* BEGIN EXCERPTED DATA *

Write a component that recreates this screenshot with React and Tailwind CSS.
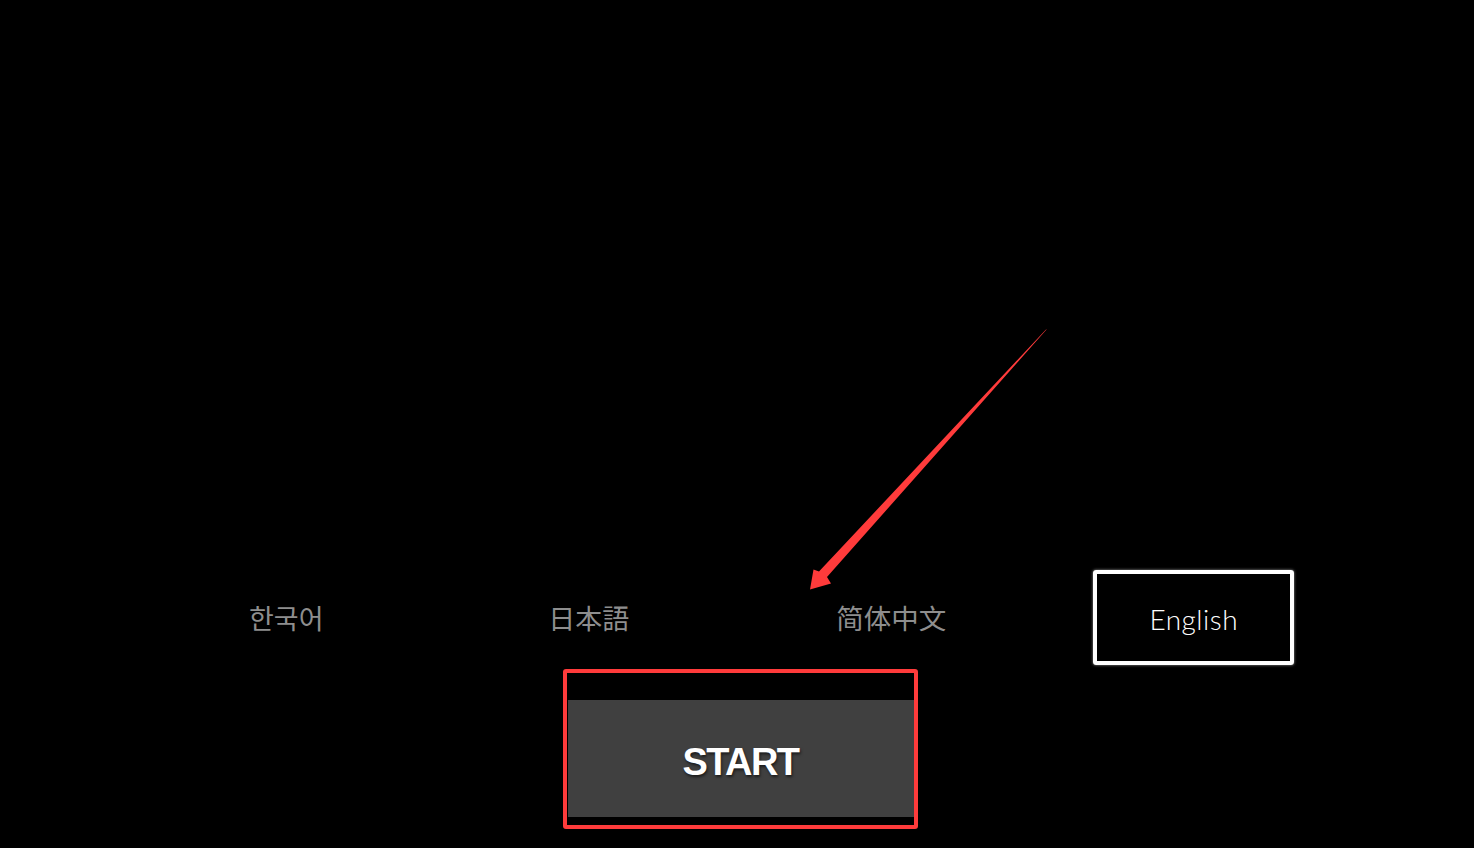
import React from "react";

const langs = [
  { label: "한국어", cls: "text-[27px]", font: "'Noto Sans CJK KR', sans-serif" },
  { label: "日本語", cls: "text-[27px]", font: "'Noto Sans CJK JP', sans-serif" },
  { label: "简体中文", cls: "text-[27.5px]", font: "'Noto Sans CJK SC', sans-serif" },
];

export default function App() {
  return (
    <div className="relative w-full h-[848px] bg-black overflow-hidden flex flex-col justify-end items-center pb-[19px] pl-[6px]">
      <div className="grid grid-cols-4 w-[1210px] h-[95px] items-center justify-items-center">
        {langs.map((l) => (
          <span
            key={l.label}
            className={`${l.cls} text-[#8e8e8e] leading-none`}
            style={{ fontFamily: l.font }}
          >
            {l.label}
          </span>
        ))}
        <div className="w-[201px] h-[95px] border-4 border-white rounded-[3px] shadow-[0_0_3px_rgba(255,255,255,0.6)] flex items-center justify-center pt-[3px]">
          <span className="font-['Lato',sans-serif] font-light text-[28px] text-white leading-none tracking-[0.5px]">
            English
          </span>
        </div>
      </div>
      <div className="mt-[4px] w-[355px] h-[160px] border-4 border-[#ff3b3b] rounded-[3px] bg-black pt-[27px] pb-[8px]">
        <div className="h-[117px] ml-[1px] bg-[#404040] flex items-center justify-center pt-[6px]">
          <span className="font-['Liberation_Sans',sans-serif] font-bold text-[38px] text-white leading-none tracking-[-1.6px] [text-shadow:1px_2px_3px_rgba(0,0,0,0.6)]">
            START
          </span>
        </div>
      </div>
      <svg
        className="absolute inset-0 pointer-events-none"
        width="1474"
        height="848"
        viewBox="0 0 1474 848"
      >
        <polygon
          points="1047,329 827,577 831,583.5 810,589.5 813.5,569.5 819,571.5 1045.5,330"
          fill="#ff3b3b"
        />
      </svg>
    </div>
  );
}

* END EXCERPTED DATA *
* BEGIN EXCERPTED DATA *

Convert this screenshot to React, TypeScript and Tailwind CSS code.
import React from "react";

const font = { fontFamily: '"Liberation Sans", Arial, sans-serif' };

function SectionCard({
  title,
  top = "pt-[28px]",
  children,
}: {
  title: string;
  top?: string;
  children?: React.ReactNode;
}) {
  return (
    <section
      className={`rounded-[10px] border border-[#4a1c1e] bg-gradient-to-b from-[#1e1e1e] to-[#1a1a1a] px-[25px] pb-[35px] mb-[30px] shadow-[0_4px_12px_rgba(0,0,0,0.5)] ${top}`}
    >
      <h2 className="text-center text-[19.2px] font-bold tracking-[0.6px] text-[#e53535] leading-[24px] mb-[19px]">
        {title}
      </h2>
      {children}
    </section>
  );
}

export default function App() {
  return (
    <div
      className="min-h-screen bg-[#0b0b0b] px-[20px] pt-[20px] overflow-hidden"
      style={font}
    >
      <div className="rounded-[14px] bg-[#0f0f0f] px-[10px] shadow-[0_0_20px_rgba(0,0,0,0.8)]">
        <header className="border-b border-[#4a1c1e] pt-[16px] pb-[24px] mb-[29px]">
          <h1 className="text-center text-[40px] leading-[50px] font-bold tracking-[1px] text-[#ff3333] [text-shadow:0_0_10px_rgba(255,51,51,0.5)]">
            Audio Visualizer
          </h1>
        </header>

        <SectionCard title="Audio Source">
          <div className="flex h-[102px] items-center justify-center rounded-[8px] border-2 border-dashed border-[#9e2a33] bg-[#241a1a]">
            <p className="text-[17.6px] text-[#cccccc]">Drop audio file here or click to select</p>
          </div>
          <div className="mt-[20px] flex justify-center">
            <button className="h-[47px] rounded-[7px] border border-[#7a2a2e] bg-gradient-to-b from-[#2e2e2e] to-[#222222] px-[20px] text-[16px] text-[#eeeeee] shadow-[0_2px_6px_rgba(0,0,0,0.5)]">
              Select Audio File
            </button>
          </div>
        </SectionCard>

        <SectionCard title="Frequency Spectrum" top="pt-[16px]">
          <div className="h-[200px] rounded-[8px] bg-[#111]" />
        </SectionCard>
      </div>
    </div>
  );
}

* END EXCERPTED DATA *

EXERCISE REQUIREMENTS :: Which lines above hold the word "screenshot"? Copy each of them.

EXERCISE RESULT ::
Write a component that recreates this screenshot with React and Tailwind CSS.
Convert this screenshot to React, TypeScript and Tailwind CSS code.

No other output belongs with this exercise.